A registry does not need to be sophisticated to be effective. A well-maintained Confluence space or structured spreadsheet is far better than no registry at all. The discipline matters more than the tooling, at least at the start.

Security and Compliance Controls

Security must be embedded into every integration from the design phase — not bolted on as an afterthought when a compliance audit reveals a gap. Integration governance best practices define mandatory security controls that apply universally, including encryption in transit and at rest, principle of least privilege for all API access, and regular credential rotation on documented schedules.

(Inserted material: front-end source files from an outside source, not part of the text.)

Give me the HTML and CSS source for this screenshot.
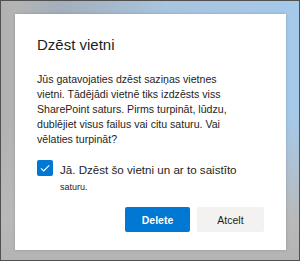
FILE: index.html
```html
<!DOCTYPE html>
<html lang="lv">
<head>
<meta charset="utf-8">
<link rel="stylesheet" href="styles.css">
</head>
<body>
<div class="frame">
  <div class="dialog">
    <h1 class="title">Dzēst vietni</h1>
    <p class="body">Jūs gatavojaties dzēst saziņas vietnes<br>vietni. Tādējādi vietnē tiks izdzēsts viss<br>SharePoint saturs. Pirms turpināt, lūdzu,<br>dublējiet visus failus vai citu saturu. Vai<br>vēlaties turpināt?</p>
    <label class="check">
      <span class="box">
        <svg viewBox="0 0 16 16" width="16" height="16"><path d="M4 8.3l2.7 2.7L12.2 5.3" fill="none" stroke="#fff" stroke-width="1.2"/></svg>
      </span>
      <span class="label">Jā. Dzēst šo vietni un ar to saistīto<br><span class="small">saturu.</span></span>
    </label>
    <div class="actions">
      <button class="btn primary">Delete</button>
      <button class="btn secondary">Atcelt</button>
    </div>
  </div>
</div>
</body>
</html>
```

FILE: styles.css
```css
html, body {
  margin: 0;
  padding: 0;
}
body {
  width: 300px;
  height: 261px;
  overflow: hidden;
  font-family: "Liberation Sans", Arial, sans-serif;
}
.frame {
  box-sizing: border-box;
  width: 300px;
  height: 261px;
  border: 1px solid #505050;
  padding: 13px 12px 10px 14px;
  background:
    linear-gradient(to bottom, rgba(180,180,180,0) 0%, rgba(180,180,180,0) 45%, #b9b9b9 85%, #b4b4b4 100%),
    linear-gradient(to right, #b1b1b1 0%, #b4b4b4 5%, #a3afbc 20%, #a8c4de 55%, #a5c9ea 100%);
}
.dialog {
  box-sizing: border-box;
  width: 271px;
  height: 236px;
  background: #fff;
  box-shadow: 0 0 3px rgba(0,0,0,0.18);
  padding: 21px 22px 18px 22px;
  display: flex;
  flex-direction: column;
  color: #252423;
}
.title {
  margin: 0;
  font-size: 15px;
  line-height: 20px;
  font-weight: normal;
  color: #201f1e;
}
.body {
  margin: 17px 0 0 0;
  font-size: 10.6px;
  line-height: 15px;
}
.check {
  margin-top: 13px;
  display: flex;
  align-items: flex-start;
  gap: 7px;
}
.box {
  width: 16px;
  height: 16px;
  border-radius: 2px;
  background: #0078d4;
  flex: none;
  display: flex;
}
.label {
  font-size: 11.6px;
  line-height: 16px;
  padding-top: 2px;
}
.small {
  font-size: 9px;
}
.actions {
  margin-top: auto;
  display: flex;
  justify-content: flex-end;
  gap: 7px;
}
.btn {
  height: 25px;
  border: none;
  border-radius: 2px;
  font-family: "Liberation Sans", Arial, sans-serif;
  font-size: 10.5px;
  padding: 0;
}
.primary {
  width: 65px;
  background: #0078d4;
  color: #fff;
  font-weight: bold;
}
.secondary {
  width: 67px;
  background: #f3f2f1;
  color: #201f1e;
}
```
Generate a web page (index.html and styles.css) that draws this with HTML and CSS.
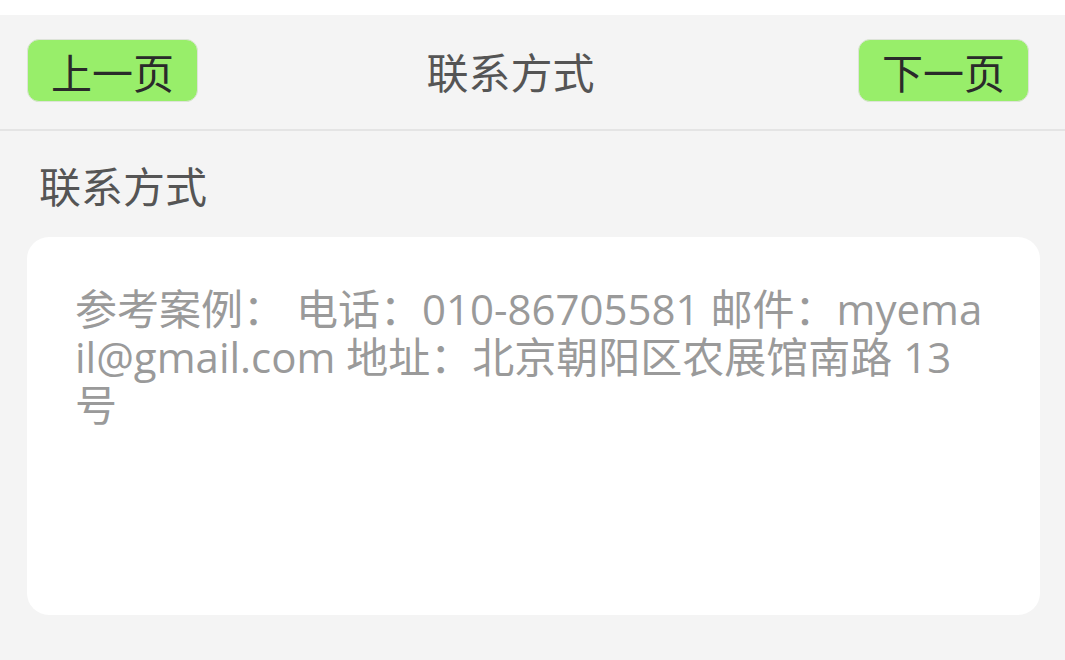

For organizations operating under regulatory frameworks such as GDPR, HIPAA, SOC 2, or ISO 27001, compliance controls require additional rigor. Your governance framework must define how integrations involving regulated data are designed, monitored, and audited — and this requires close collaboration between IT, security, legal, and compliance teams.

A practical approach: classify every integration by its data sensitivity at design time. Low-sensitivity integrations get standard controls. Integrations involving PII, financial data, or regulated health information get elevated controls, mandatory security review before deployment, and more frequent audit cycles. This tiered approach scales without requiring maximum scrutiny on every connection.

Monitoring, Observability, and Alerting

Governance without visibility is theater. A core component of enterprise integration governance is comprehensive monitoring across all integration pipelines, covering real-time health checks, latency tracking, error rate monitoring, data volume anomaly detection, and automated alerting when integrations deviate from expected behavior.

Observability goes meaningfully beyond basic uptime monitoring. It means having enough telemetry to understand why an integration is behaving unexpectedly, not just that it is. This distinction matters in practice: knowing that an integration is failing is the starting point; knowing whether the failure is caused by a schema change, an authentication timeout, a downstream system outage, or a data volume spike determines how quickly it gets resolved.

Teams that invest in observability resolve integration incidents faster, catch degradation before it becomes failure, and make governance decisions based on evidence rather than intuition.

Lifecycle Management

Integrations have a lifecycle: they are designed, built, tested, deployed, operated, evolved, and eventually retired. Applying formal lifecycle management to every integration ensures that each stage is governed by defined processes and approval gates — preventing the accumulation of legacy, redundant, or deprecated integrations that create unnecessary risk and cost.

Lifecycle governance is particularly important at the retirement stage, which organizations consistently underinvest in. An integration that has been replaced or made redundant but never formally decommissioned continues consuming resources, appearing in audits, and occasionally causing confusion when teams assume it is still active. A defined retirement process, including data migration confirmation, dependency checks, and decommission sign-off, closes this gap.

Integration Governance Best Practices: A Practical Framework

Understanding the pillars of governance is necessary. Translating them into day-to-day operational practices is where organizations typically struggle. The following integration governance best practices are drawn from the operational realities of enterprise IT environments.

Establish a Center of Excellence for Integration

A dedicated Integration Center of Excellence (CoE) brings together architects, developers, security specialists, and operations engineers to define and enforce integration standards across the organization. The critical framing here is that the CoE is an enabling function, not a bureaucratic bottleneck. Its purpose is to accelerate delivery by providing reusable patterns, pre-approved tooling, and expert guidance — not to create approval queues that slow teams down.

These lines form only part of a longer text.